→ Exercise aim
Print, word for word, every line from the beginning of the listing up to and including the line with "const links = ['Daemon". Pictures are to be excluded.

::: Data block

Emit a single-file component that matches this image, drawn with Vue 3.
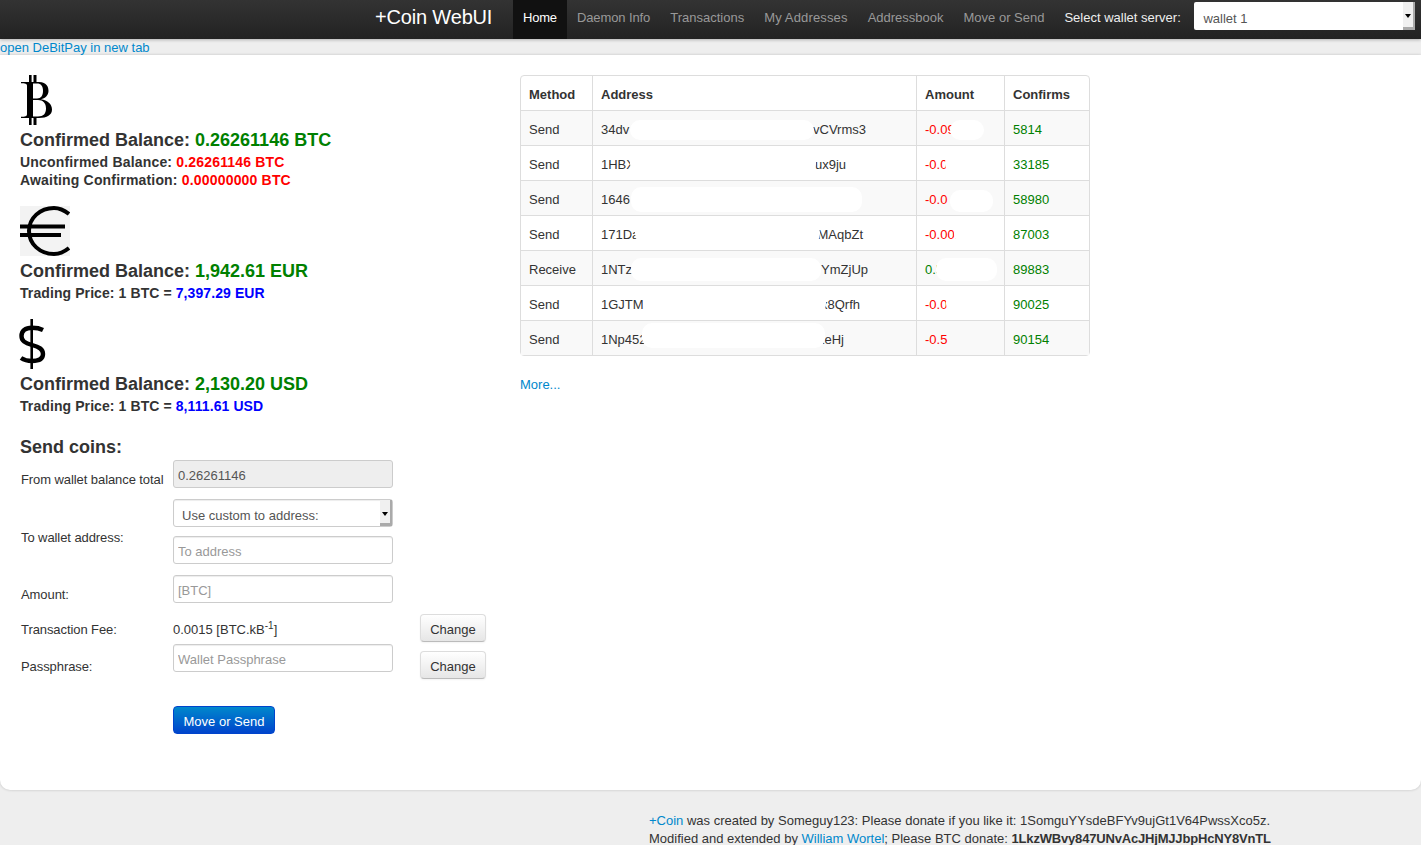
<script setup>
const links = ['Daemon Info', 'Transactions', 'My Addresses', 'Addressbook', 'Move or Send']

// right = offset of the address tail from the cell edge, the screenshot has the middle painted out
const rows = [
  { method: 'Send', start: '34dv', tail: 'xvCVrms3', right: 50, amount: '-0.09', type: 'red', confirms: '5814' },
  { method: 'Send', start: '1HBX', tail: 'Jux9ju', right: 70, amount: '-0.01', type: 'red', confirms: '33185' },
  { method: 'Send', start: '1646', tail: '', right: 0, amount: '-0.0', type: 'red', confirms: '58980' },
  { method: 'Send', start: '171Da', tail: 'MAqbZt', right: 53, amount: '-0.001', type: 'red', confirms: '87003' },
  { method: 'Receive', start: '1NTz', tail: 'YmZjUp', right: 48, amount: '0.5', type: 'green', confirms: '89883' },
  { method: 'Send', start: '1GJTM', tail: 'x8Qrfh', right: 56, amount: '-0.01', type: 'red', confirms: '90025' },
  { method: 'Send', start: '1Np452', tail: 'xeHj', right: 72, amount: '-0.5', type: 'red', confirms: '90154' }
]

// painted-over patches, in px relative to the table box
const patches = [
  [110, 45, 184, 20], [110, 77, 186, 22], [111, 112, 231, 25], [115, 147, 185, 22],
  [111, 183, 190, 23], [123, 217, 183, 22], [122, 248, 183, 25],
  [430, 45, 34, 20], [425, 77, 44, 22], [430, 115, 43, 22], [434, 147, 46, 22],
  [416, 183, 61, 23], [426, 217, 43, 22]
]
</script>

<template>
  <div class="page">
    <header class="navbar">
      <a class="brand">+Coin WebUI</a>
      <nav class="nav">
        <a class="nav-item active">Home</a>
        <a v-for="l in links" :key="l" class="nav-item">{{ l }}</a>
      </nav>
      <span class="wallet-label">Select wallet server:</span>
      <div class="select-wrap wallet-select">
        <select class="select"><option>wallet 1</option></select>
        <span class="select-btn"></span>
      </div>
    </header>

    <div class="tab-link"><a>open DeBitPay in new tab</a></div>

    <main class="content">
      <section class="left">
        <svg class="cur" width="50" height="50" viewBox="0 0 50 50">
          <path fill-rule="evenodd" d="M1 7H19C27 7 28.500 12.500 28.500 16C28.500 20.500 25 23.300 21 24.200C27.500 25 32 29 32 34.500C32 40 27 43 19 43H1V41.800C5 41.800 7 41.500 7 39V11C7 8.500 5 8.300 1 8.300ZM13 8.500V23.500H17C21 23.500 23 20.500 23 16C23 11 21 8.500 17 8.500ZM13 25V41.500H18C23.500 41.500 26 38.500 26 33.500C26 28 23 25 18 25Z" />
          <path d="M9 0h2.600v7H9zM13.500 0h3v7h-3zM9 43h2.600v7H9zM13.500 43h3v7h-3z" />
        </svg>
        <h4 class="big">Confirmed Balance: <span class="green">0.26261146 BTC</span></h4>
        <p class="small">Unconfirmed Balance: <span class="red">0.26261146 BTC</span></p>
        <p class="small">Awaiting Confirmation: <span class="red">0.00000000 BTC</span></p>

        <svg class="cur euro" width="50" height="50" viewBox="0 0 50 50">
          <path d="M49 8C44 4 39 2 34 2 20 2 9 12 9 25s11 23 25 23c5 0 10-2 15-6" stroke="#000" stroke-width="4" fill="none" />
          <path d="M0 20.500h45M0 29h41" stroke="#000" stroke-width="4.200" fill="none" />
        </svg>
        <h4 class="big">Confirmed Balance: <span class="green">1,942.61 EUR</span></h4>
        <p class="small trade">Trading Price: 1 BTC = <span class="blue">7,397.29 EUR</span></p>

        <svg class="cur dollar" width="50" height="50" viewBox="0 0 50 50">
          <path d="M12.700 0v50" stroke="#000" stroke-width="2.600" fill="none" />
          <path d="M24 11C20 9 17 8.800 13 8.800 6 8.800 2.500 12 2.500 17 2.500 22 6 24 13 26 20 28 24 30 24 35 24 40 20 42 13 42 9 42 5 41 2 39" stroke="#000" stroke-width="4.400" fill="none" />
        </svg>
        <h4 class="big">Confirmed Balance: <span class="green">2,130.20 USD</span></h4>
        <p class="small trade">Trading Price: 1 BTC = <span class="blue">8,111.61 USD</span></p>

        <h3 class="send-title">Send coins:</h3>

        <form class="send-form" @submit.prevent>
          <label class="lbl r1">From wallet balance total</label>
          <input class="input r1 c2 readonly" value="0.26261146" readonly />

          <label class="lbl r2 nudge">To wallet address:</label>
          <div class="select-wrap form-select r2a c2">
            <select class="select"><option>Use custom to address:</option></select>
            <span class="select-btn"></span>
          </div>
          <input class="input r2b c2" placeholder="To address" />

          <label class="lbl r3">Amount:</label>
          <input class="input r3 c2" placeholder="[BTC]" />

          <label class="lbl r4 nudge">Transaction Fee:</label>
          <span class="fee r4 c2 nudge">0.0015 [BTC.kB<sup>-1</sup>]</span>
          <button class="btn r4 c3" type="button">Change</button>

          <label class="lbl r5 nudge">Passphrase:</label>
          <input class="input r5 c2" placeholder="Wallet Passphrase" />
          <button class="btn r5 c3 low" type="button">Change</button>

          <button class="btn-primary r6 c2" type="submit">Move or Send</button>
        </form>
      </section>

      <section class="right">
        <div class="table-box">
          <table class="tx">
            <thead>
              <tr><th class="w1">Method</th><th class="w2">Address</th><th class="w3">Amount</th><th class="w4">Confirms</th></tr>
            </thead>
            <tbody>
              <tr v-for="(r, i) in rows" :key="i">
                <td>{{ r.method }}</td>
                <td class="addr">
                  {{ r.start }}
                  <span v-if="r.tail" class="addr-end" :style="{ right: r.right + 'px' }">{{ r.tail }}</span>
                </td>
                <td :class="r.type">{{ r.amount }}</td>
                <td class="green">{{ r.confirms }}</td>
              </tr>
            </tbody>
          </table>
          <i
            v-for="(p, i) in patches"
            :key="i"
            class="patch"
            :style="{ left: p[0] + 'px', top: p[1] + 'px', width: p[2] + 'px', height: p[3] + 'px' }"
          ></i>
        </div>
        <a class="more">More...</a>
      </section>
    </main>

    <footer class="footer">
      <p><a>+Coin</a> was created by Someguy123: Please donate if you like it: 1SomguYYsdeBFYv9ujGt1V64PwssXco5z.</p>
      <p>Modified and extended by <a>William Wortel</a>; Please BTC donate: <b>1LkzWBvy847UNvAcJHjMJJbpHcNY8VnTL</b></p>
    </footer>
  </div>
</template>

<style>
html, body { margin: 0; background: #eee; }
</style>

<style scoped>
.page {
  height: 845px;
  overflow: hidden;
  background: #eee;
  font-family: "Liberation Sans", Arial, sans-serif;
  font-size: 13px;
  line-height: 18px;
  color: #333;
}
a { color: #0088cc; text-decoration: none; }

/* top bar */
.navbar {
  height: 39px;
  box-sizing: border-box;
  display: flex;
  align-items: center;
  padding-left: 375px;
  background: linear-gradient(#333, #222);
  box-shadow: 0 1px 3px rgba(0,0,0,.25);
  position: relative;
}
.brand { color: #fff; font-size: 20px; font-weight: 200; width: 138px; margin-top: -5px; letter-spacing: -.17px; }
.nav { display: flex; height: 100%; }
.nav-item { color: #999; padding: 0 10px; line-height: 36px; }
.nav-item.active { color: #fff; background: #111; letter-spacing: -.2px; }
.nav-item:nth-child(2) { letter-spacing: -.1px; }
.nav-item:nth-child(4) { letter-spacing: .15px; }
.wallet-label { color: #eee; margin: -3px 0 0 10px; width: 130px; }
.select-wrap { position: relative; box-sizing: border-box; }
.wallet-select { width: 221px; height: 28px; margin-top: -7px; background: #fff; border-radius: 2px; }
.select {
  appearance: none;
  width: 100%;
  height: 100%;
  box-sizing: border-box;
  border: 0;
  background: transparent;
  font: 13px "Liberation Sans", Arial, sans-serif;
  color: #555;
  padding: 4px 0 0 9px;
  outline: 0;
}
.select-btn {
  position: absolute;
  top: 0;
  right: 0;
  bottom: 0;
  width: 12px;
  background: #f0f0f0;
  border-right: 2px solid #aaa;
  border-bottom: 3px solid #aaa;
  box-sizing: border-box;
}
.select-btn::after {
  content: '';
  position: absolute;
  left: 2px;
  top: 12px;
  border: 3.500px solid transparent;
  border-top: 4px solid #000;
  border-bottom: 0;
}

.tab-link { height: 16px; line-height: 17px; }

/* main white panel */
.content {
  height: 735px;
  box-sizing: border-box;
  display: flex;
  padding-top: 20px;
  background: #fff;
  border-radius: 0 0 10px 10px;
  box-shadow: 0 0 3px rgba(0,0,0,.2);
}
.left { width: 520px; padding-left: 20px; box-sizing: border-box; flex: none; }
.cur { display: block; }
.euro { background: #f3f3f3; margin-top: 17px; }
.dollar { margin-top: 17px; margin-left: -1px; }
.big { font-size: 18px; line-height: 20px; margin: 5px 0 3px; font-weight: bold; }
.small { font-size: 14px; line-height: 18px; margin: 0; font-weight: bold; letter-spacing: .18px; }
.small.trade { letter-spacing: .09px; }
.green { color: green; }
.red { color: red; }
.blue { color: blue; }
.send-title { font-size: 18px; line-height: 20px; margin: 22px 0 3px; font-weight: bold; }

/* send form */
.send-form {
  display: grid;
  grid-template-columns: 152px 247px auto;
  grid-template-rows: 39px 37px 39px 39px 30px 44px 46px;
  margin: 3px 0 0 1px;
  justify-content: start;
}
.lbl { align-self: center; grid-column: 1; letter-spacing: -.08px; }
.nudge { padding-top: 2px; }
.c2 { grid-column: 2; }
.c3 { grid-column: 3; }
.r1 { grid-row: 1; }
.r2 { grid-row: 2 / span 2; }
.r2a { grid-row: 2; }
.r2b { grid-row: 3; }
.r3 { grid-row: 4; }
.r4 { grid-row: 5; }
.r5 { grid-row: 6; }
.r6 { grid-row: 7; }
.input, .form-select {
  width: 220px;
  height: 28px;
  box-sizing: border-box;
  border: 1px solid #ccc;
  border-radius: 3px;
  background: #fff;
  box-shadow: inset 0 1px 1px rgba(0,0,0,.075);
}
.input {
  font: 13px "Liberation Sans", Arial, sans-serif;
  color: #555;
  padding: 2px 4px 0;
  outline: 0;
}
.input::placeholder { color: #999; opacity: 1; }
.readonly { background: #eee; box-shadow: none; color: #555; }
.form-select .select { padding: 5px 0 0 8px; }
.fee { align-self: center; }
sup { font-size: 10px; line-height: 0; }
.btn {
  height: 28px;
  width: 66px;
  padding: 3px 0 0;
  box-sizing: border-box;
  border: 1px solid #ccc;
  border-color: #ddd #ddd #bbb;
  border-radius: 4px;
  background: linear-gradient(#fff, #e6e6e6);
  box-shadow: inset 0 1px 0 rgba(255,255,255,.2), 0 1px 2px rgba(0,0,0,.05);
  font: 13px "Liberation Sans", Arial, sans-serif;
  color: #333;
}
.low { margin-top: 7px; }
.btn-primary {
  width: 102px;
  height: 28px;
  margin-top: 18px;
  padding: 3px 0 0;
  border: 1px solid #04c;
  border-radius: 4px;
  background: linear-gradient(#08c, #04c);
  font: 13px "Liberation Sans", Arial, sans-serif;
  color: #fff;
}

/* transactions table */
.right { width: 570px; }
.table-box { position: relative; }
.tx {
  width: 570px;
  table-layout: fixed;
  border-collapse: separate;
  border-spacing: 0;
  border: 1px solid #ddd;
  border-radius: 4px;
}
.tx th, .tx td {
  height: 31px;
  padding: 3px 8px 0;
  text-align: left;
  border-left: 1px solid #ddd;
  border-top: 1px solid #ddd;
  overflow: hidden;
  white-space: nowrap;
}
.tx th:first-child, .tx td:first-child { border-left: 0; }
.tx th { border-top: 0; font-weight: bold; }
.tx tbody tr:nth-child(odd) td { background: #f9f9f9; }
.w1 { width: 55px; }
.w2 { width: 307px; }
.w3 { width: 71px; }
.w4 { width: 68px; }
.addr { position: relative; }
.addr-end { position: absolute; top: 10px; }
.more { display: block; margin-top: 20px; }

/* white patches painted over the screenshot */
.patch { position: absolute; background: #fff; border-radius: 10px; }

.footer { padding: 22px 0 0 649px; }
.footer p { margin: 0; white-space: nowrap; }
.footer b { letter-spacing: -.18px; }
</style>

::::::

→ Correct response
Emit a single-file component that matches this image, drawn with Vue 3.
<script setup>
const links = ['Daemon Info', 'Transactions', 'My Addresses', 'Addressbook', 'Move or Send']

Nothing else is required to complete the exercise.